The liberal wing of Biden and Harris’ party which is ascendant today will do everything to extract its pound of flesh. American non-proliferationists who are overwhelmingly liberals and form a key constituency of the Democratic Party will need to be countered by India. Otherwise, India risks the pernicious influence over key policy choices a prospective President Biden will make, that seek to disadvantage India in core strategic capabilities.

Pummeling India over its ties with Russia could be driven more strongly by the Democrats due to the deep animus many nurse towards Russia for its interference in the 2016 presidential elections, which they believed denied Hillary Clinton the Presidency enabling an “upstart” in Donald Trump with no experience in public office to win the White House in 2016. Indeed, recent evidence suggests that while Republicans and Democrats both concede Russian interference in the electoral process of the US, they are sharply divided over the intent behind Russian interference. Following classified security briefings by US intelligence, the Democrats see a widespread and malign role of Russian intelligence involvement in influencing electoral outcomes. Whereas Republicans do not see anything malicious or sinister motives behind Russia’s role. However, the last thing India needs is a frictional relationship between Moscow and Washington under a President Biden as a modicum of comity between these two Cold War rivals works to New Delhi advantage or at least reduces pressures on India. A fresh round of sanctions passed by a Democrat-controlled Congress that require compliance from third countries such as India will hurt and sow more frictions, which the executive branch under Biden may steadfastly restrain and dilute, but may be compelled to pursue as a concession to liberals of his party.

Indeed, compounding Russian interference is Chinese interference in the 2020 US Presidential election, whose agenda stands at odds with the Russians as the Chinese are believed to be influencing the direction of the election campaign that helps Joseph Biden win the White House, because Trump is seen as too unpredictable. In other words, the Chinese fear Trump more than they do Biden, as the former has done more to confront the Peoples Republic of China (PRC) than any US President in decades. It is very likely Beijing sees Biden to be more malleable or soft on trade issues currently bedeviling Sino-US relations and skittish in Washington’s response to Beijing’s aggressiveness in the Indo-Pacific. Which is precisely why we witness Beijing’s preference for Biden over Trump. Conversely, for liberal elites and the liberal activist segment of the Democratic Party, under whose pressure Biden will be, the preference for confronting the Russian Federation over the PRC is likely to be greater because the former is a weaker power as opposed to the latter.

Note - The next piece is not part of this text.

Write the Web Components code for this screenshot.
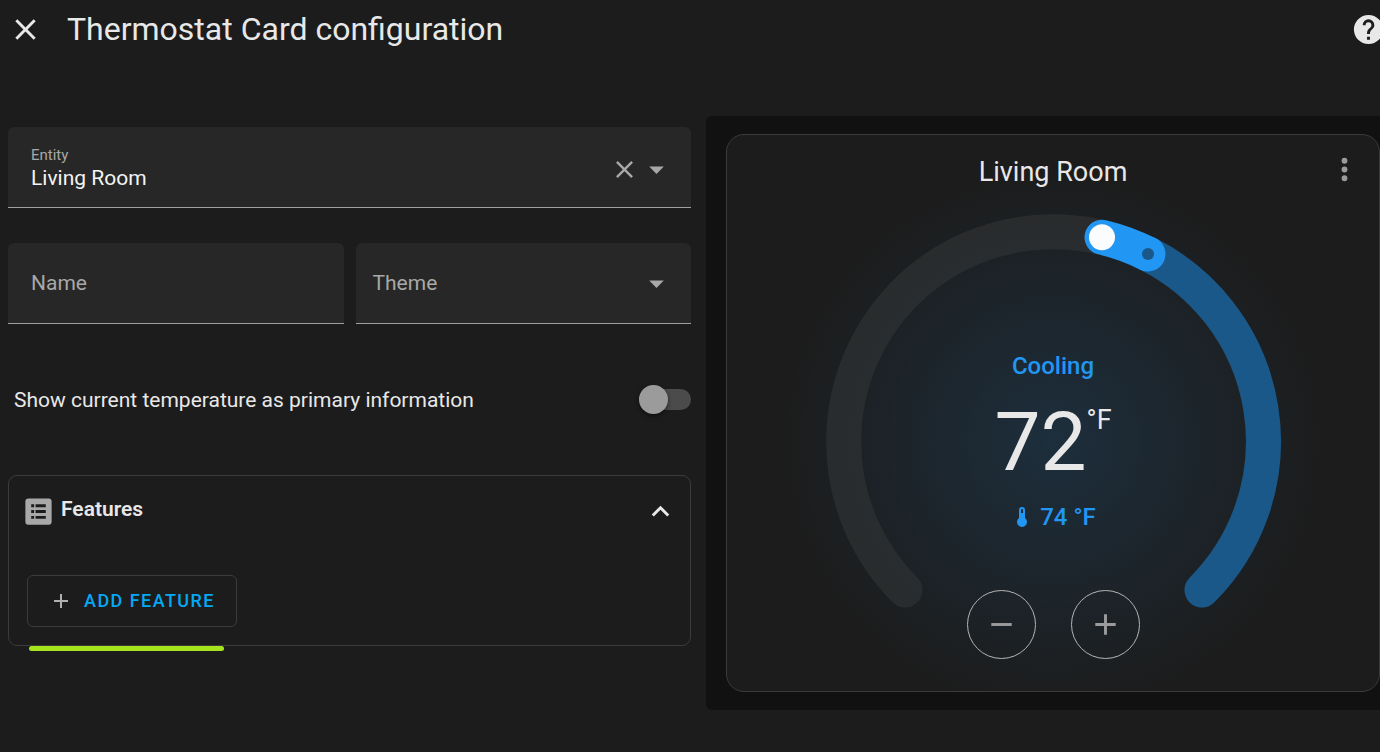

The Modi government should prepare and concentrate effort in warding off the dual coercion New Delhi is likely to face under a prospective Biden Presidency. Biden himself might not want to queer the pitch by tying the progress of US-India relations to American contrived benchmarks on Russia and nonproliferation. A former Senate Foreign Relations Committee Chairman as well as Ranking member, Biden has all the credentials for being an effective steward of US foreign policy. Anthony Blinken, a Biden campaign foreign policy advisor and a former deputy Secretary of State under Obama did state emphatically that Chinese conduct means that India and the US “…have a common challenge which has to deal with an increasingly assertive China across the, including its aggression toward India at the Line of Actual Control…” A statement like this should assuage concerns and allay fears within Delhi, but Blinken further added that Biden would support India permanent membership to the United Nations Security Council (UNSC), which should be the last of India’s priorities except for Mandarins in the Ministry of External Affairs (MEA) and retired diplomats in New Delhi whose hearts flutter for a seat at the horse-shoe high table. Rather, Biden and his foreign policy team once in the White House could be distracted by issues surrounding Russia and nonproliferation, diluting strategic attention to the structural realities facing the states across the stretch of the Indo-Pacific precipitated by the growth of Chinese power and its minatory assertion. Consequently, India and the US could be on the road to a more frictional relationship under Biden as opposed to Trump.

Kartik Bommakanti is an Associate Fellow at the Observer Research Foundation, New Delhi.